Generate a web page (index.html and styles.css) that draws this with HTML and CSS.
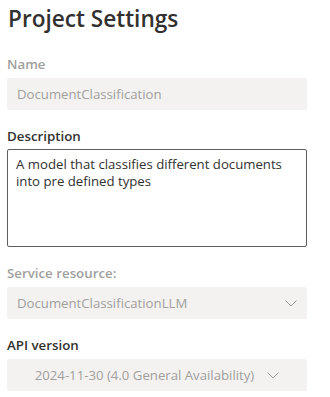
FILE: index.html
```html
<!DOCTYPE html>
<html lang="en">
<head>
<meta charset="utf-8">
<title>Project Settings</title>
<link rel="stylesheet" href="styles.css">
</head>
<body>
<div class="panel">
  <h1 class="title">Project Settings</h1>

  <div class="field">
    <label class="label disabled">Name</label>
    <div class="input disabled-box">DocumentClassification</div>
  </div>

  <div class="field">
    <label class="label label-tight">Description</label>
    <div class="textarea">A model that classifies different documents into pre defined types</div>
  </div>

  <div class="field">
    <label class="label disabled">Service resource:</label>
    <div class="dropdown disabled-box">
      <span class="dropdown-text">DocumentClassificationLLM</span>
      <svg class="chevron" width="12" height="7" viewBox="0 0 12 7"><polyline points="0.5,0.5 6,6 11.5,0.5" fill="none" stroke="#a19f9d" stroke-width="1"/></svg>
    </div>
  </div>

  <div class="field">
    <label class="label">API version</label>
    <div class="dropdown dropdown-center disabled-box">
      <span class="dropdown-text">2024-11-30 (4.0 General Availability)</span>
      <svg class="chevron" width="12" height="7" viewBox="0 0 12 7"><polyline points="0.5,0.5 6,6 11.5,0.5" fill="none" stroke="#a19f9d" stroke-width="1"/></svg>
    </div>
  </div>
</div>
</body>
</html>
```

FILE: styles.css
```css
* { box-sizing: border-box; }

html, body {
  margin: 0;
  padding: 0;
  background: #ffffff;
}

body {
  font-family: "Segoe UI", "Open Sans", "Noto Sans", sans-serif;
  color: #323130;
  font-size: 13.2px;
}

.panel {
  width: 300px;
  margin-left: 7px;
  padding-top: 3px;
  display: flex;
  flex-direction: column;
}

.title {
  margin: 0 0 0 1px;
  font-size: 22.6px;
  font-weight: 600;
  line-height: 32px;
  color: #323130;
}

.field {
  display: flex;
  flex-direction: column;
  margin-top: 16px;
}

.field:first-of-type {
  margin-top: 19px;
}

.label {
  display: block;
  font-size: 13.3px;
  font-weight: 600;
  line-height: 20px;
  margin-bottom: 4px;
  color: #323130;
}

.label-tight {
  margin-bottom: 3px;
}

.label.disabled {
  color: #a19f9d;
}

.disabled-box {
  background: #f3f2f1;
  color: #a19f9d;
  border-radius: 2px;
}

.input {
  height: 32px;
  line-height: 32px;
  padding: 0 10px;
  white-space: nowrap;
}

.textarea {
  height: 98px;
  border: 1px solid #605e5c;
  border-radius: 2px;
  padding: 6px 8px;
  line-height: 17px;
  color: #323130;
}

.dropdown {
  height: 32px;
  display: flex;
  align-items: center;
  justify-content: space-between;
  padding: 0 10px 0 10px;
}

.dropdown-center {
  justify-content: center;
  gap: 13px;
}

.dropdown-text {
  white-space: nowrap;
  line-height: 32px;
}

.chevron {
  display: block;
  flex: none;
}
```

*-*-*

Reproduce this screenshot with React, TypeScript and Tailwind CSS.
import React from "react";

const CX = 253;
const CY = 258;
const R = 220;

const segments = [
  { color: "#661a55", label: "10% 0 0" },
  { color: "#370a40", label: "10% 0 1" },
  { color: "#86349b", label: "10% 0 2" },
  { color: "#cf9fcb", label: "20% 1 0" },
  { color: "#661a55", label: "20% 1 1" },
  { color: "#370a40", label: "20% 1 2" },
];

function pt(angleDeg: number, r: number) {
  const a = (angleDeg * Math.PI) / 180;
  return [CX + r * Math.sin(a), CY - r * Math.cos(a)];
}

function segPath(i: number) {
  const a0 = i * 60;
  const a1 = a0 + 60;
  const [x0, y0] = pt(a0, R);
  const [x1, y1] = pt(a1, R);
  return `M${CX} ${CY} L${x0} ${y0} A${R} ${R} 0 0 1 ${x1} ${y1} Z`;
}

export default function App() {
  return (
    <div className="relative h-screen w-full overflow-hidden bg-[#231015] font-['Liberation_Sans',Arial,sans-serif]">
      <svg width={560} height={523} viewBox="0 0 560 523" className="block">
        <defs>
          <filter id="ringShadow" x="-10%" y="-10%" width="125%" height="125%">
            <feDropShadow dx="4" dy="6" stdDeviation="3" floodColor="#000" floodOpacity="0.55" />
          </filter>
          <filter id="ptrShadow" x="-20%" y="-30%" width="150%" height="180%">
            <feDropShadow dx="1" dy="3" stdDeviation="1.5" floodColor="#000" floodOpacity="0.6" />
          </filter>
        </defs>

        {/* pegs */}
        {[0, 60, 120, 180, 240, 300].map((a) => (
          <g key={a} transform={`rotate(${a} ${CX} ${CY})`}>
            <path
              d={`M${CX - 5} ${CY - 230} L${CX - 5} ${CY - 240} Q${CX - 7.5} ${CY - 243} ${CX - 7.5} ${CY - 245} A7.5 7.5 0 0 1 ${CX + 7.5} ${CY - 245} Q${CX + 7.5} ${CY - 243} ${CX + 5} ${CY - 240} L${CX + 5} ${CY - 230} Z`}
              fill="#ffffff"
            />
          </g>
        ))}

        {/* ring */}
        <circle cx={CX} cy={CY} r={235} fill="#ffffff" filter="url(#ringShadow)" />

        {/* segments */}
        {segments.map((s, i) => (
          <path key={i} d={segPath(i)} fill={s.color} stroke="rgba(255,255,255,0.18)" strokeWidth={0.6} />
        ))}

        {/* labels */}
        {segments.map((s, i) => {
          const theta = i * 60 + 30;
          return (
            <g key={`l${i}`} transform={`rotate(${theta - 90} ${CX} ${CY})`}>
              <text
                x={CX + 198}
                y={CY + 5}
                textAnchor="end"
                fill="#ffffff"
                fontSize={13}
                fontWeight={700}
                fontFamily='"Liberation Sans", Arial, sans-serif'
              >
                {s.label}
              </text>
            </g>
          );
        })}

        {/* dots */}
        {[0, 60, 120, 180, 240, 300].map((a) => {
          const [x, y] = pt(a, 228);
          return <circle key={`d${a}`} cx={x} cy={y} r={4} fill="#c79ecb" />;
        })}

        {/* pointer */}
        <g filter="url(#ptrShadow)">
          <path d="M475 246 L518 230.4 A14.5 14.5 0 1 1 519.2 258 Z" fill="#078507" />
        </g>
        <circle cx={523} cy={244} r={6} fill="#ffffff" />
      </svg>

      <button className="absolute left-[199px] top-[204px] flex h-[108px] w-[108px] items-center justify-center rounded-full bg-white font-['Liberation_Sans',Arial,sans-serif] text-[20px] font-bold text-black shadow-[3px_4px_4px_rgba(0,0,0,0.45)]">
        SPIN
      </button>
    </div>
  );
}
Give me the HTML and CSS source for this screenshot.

*-*-*

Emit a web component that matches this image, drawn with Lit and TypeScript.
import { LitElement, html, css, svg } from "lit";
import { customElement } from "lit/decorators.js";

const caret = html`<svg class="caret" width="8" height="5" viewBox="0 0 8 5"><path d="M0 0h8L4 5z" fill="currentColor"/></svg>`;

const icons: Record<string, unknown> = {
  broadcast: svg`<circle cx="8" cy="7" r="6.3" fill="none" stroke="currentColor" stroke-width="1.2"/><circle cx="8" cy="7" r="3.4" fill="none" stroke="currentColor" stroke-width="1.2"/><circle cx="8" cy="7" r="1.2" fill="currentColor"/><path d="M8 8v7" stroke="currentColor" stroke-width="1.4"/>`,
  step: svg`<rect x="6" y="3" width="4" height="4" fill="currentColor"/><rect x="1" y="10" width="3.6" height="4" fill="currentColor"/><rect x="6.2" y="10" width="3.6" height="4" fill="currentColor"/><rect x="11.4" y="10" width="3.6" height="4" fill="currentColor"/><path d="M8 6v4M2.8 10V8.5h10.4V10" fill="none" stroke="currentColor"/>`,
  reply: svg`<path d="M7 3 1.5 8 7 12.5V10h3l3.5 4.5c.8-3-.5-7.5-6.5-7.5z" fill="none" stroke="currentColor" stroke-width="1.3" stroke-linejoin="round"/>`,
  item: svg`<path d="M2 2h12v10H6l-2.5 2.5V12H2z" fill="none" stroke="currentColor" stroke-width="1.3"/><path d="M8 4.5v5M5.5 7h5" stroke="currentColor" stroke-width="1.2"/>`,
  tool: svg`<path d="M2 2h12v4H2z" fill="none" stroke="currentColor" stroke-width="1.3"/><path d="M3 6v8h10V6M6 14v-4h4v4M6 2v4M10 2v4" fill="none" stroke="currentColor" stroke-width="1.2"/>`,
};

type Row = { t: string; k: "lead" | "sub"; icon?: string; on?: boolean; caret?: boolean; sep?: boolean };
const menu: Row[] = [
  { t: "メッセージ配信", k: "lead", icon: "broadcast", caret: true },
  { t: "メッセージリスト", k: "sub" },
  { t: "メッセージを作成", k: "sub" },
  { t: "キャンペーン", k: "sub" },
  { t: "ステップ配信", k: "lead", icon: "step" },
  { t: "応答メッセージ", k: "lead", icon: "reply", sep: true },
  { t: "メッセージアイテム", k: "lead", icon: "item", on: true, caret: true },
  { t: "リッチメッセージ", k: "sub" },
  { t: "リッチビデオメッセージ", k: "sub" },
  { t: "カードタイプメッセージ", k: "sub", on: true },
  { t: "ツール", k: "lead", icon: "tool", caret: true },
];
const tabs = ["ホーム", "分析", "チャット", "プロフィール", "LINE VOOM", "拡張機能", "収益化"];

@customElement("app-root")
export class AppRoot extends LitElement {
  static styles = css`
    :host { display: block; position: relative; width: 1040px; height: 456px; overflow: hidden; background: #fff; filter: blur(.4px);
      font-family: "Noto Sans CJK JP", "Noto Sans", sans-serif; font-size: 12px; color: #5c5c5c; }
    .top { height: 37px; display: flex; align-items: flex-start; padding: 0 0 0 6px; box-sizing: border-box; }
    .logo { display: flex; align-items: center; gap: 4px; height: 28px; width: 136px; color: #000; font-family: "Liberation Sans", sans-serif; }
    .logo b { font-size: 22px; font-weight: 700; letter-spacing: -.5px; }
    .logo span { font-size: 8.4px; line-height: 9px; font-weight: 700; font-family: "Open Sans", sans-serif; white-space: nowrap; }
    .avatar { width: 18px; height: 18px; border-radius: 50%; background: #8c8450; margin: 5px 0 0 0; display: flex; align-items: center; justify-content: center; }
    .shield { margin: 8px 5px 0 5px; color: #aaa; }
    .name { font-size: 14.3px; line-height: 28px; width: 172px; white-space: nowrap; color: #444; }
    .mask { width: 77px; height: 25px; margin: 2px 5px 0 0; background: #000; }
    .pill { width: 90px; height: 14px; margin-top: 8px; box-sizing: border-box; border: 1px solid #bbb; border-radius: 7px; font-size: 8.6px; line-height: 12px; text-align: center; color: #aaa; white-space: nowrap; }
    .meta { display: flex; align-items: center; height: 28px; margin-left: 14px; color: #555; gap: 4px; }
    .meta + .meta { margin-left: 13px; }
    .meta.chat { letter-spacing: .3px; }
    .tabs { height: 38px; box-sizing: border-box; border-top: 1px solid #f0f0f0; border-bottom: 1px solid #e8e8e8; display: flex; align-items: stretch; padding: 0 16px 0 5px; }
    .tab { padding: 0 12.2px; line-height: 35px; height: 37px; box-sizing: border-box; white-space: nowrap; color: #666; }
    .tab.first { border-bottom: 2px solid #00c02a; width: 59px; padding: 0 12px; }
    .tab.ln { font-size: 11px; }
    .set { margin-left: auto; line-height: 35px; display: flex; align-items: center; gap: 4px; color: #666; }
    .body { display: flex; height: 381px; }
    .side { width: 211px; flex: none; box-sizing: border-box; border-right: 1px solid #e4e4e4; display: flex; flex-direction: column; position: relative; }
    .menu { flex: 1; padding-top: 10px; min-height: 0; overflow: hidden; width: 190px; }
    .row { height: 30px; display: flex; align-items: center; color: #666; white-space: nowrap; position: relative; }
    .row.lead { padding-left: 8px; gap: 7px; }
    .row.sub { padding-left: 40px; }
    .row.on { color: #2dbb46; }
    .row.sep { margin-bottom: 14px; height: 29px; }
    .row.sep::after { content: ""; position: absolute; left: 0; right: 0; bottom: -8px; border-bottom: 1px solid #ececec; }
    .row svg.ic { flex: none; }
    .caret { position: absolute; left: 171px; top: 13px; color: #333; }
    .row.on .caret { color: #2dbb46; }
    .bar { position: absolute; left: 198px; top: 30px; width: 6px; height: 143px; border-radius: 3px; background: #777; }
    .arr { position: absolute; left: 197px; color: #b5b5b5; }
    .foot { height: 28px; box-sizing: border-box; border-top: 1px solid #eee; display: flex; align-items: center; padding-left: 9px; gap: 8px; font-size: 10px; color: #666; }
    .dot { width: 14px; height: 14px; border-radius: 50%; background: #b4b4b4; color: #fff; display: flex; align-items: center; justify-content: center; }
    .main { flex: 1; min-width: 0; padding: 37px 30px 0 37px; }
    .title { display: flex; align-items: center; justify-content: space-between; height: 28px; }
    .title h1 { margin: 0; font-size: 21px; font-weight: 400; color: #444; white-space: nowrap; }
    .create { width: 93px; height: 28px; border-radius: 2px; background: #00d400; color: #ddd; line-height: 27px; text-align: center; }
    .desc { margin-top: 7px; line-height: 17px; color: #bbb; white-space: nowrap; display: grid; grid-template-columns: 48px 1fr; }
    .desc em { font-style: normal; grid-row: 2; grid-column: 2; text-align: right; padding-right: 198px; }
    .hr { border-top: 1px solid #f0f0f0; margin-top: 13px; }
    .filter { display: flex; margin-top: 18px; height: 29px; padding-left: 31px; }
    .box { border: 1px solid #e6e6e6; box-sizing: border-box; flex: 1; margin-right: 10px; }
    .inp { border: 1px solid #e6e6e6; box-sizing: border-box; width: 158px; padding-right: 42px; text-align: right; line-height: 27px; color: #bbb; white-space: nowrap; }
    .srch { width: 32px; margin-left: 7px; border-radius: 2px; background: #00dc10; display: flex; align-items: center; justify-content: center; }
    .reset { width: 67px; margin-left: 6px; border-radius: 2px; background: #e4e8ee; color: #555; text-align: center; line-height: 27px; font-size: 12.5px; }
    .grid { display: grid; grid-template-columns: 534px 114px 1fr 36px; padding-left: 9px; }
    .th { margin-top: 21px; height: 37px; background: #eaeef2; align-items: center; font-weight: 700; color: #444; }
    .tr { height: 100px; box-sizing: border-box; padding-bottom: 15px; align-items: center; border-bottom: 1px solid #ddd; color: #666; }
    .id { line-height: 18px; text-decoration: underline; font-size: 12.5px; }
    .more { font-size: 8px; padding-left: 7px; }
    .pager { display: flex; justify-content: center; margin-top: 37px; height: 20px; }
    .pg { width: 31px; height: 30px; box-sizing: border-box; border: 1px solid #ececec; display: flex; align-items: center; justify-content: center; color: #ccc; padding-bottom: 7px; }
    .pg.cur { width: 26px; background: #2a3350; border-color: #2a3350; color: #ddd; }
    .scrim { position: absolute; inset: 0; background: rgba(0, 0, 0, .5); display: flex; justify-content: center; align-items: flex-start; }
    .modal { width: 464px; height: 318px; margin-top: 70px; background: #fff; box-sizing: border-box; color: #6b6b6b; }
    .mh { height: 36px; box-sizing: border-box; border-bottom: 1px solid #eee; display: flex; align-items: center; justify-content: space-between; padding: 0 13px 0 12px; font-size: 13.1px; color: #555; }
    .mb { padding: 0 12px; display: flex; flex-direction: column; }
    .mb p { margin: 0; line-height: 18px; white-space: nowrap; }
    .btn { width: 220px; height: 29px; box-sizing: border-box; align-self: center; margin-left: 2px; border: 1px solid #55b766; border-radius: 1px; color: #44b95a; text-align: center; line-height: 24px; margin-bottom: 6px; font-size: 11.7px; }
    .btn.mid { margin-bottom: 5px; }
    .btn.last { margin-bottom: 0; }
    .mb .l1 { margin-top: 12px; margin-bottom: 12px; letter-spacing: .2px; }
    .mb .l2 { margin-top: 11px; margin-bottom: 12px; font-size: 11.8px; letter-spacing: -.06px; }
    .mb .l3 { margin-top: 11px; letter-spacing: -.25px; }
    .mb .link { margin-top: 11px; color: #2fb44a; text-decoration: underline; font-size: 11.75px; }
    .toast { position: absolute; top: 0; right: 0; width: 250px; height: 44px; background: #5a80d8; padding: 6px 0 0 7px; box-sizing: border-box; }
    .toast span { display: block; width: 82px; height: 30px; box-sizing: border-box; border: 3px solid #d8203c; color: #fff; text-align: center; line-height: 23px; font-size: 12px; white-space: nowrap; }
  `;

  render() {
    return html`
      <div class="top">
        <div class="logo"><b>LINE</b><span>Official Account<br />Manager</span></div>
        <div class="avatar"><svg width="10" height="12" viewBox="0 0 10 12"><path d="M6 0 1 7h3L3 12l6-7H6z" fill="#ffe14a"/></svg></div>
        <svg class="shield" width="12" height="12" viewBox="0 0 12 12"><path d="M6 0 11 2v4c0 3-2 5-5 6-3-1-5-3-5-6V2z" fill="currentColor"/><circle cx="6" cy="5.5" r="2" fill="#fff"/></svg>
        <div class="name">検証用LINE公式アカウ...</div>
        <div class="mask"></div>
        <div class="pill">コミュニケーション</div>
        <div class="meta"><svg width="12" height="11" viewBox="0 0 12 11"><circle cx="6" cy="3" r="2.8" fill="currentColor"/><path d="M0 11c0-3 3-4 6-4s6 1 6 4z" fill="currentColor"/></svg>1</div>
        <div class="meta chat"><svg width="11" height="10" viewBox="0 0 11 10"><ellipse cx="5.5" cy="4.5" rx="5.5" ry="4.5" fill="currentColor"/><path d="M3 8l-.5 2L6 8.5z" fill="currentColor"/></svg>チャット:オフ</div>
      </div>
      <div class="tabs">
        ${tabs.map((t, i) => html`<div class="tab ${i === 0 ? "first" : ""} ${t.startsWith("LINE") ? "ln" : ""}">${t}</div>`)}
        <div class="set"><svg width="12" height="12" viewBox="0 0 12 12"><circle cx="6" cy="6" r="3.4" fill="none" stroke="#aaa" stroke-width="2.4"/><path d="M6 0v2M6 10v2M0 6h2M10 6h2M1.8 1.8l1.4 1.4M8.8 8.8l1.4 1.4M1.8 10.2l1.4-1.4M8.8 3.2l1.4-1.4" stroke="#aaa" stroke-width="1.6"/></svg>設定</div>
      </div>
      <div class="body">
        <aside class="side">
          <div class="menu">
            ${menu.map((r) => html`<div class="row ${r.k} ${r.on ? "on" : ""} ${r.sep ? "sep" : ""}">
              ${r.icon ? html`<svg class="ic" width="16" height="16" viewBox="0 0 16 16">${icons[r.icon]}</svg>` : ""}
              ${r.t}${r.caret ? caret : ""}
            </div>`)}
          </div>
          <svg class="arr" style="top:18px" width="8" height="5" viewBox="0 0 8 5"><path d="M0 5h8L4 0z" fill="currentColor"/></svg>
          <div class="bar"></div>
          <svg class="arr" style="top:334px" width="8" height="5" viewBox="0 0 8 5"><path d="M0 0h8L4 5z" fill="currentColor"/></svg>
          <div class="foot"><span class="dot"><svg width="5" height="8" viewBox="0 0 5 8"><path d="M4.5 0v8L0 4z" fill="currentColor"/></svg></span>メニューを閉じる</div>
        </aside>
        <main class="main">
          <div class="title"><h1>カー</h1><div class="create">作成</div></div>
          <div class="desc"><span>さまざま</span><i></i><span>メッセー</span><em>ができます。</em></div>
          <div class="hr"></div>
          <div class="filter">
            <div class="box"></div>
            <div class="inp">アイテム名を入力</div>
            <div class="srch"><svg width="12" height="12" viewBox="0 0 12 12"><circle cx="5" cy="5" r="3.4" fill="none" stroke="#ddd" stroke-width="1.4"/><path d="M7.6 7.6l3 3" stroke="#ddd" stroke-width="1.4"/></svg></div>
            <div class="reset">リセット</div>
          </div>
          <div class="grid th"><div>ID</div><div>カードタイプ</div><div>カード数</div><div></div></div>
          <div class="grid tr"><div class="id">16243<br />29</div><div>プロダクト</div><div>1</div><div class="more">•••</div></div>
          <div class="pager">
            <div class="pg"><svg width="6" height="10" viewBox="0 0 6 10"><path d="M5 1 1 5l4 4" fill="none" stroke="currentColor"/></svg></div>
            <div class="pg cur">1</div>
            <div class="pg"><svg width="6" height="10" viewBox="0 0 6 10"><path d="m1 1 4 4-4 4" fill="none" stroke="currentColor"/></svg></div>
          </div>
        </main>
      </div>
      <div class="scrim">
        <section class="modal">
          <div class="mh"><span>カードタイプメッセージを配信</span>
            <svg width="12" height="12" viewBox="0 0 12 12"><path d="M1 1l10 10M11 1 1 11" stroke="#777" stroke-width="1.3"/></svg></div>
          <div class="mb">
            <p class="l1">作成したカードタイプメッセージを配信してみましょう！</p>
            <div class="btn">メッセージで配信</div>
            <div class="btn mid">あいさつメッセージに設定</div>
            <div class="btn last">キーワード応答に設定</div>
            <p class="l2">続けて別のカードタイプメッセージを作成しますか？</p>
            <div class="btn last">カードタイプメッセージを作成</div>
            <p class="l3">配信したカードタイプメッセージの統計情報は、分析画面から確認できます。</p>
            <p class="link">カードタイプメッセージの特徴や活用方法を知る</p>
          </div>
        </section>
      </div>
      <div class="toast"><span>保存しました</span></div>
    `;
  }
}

*-*-*

# Given request
Give back exactly the lines from the line that has "Reproduce this screenshot" to the line that has "const R = 220;", both included, and leave out all others.

# Task result
Reproduce this screenshot with React, TypeScript and Tailwind CSS.
import React from "react";

const CX = 253;
const CY = 258;
const R = 220;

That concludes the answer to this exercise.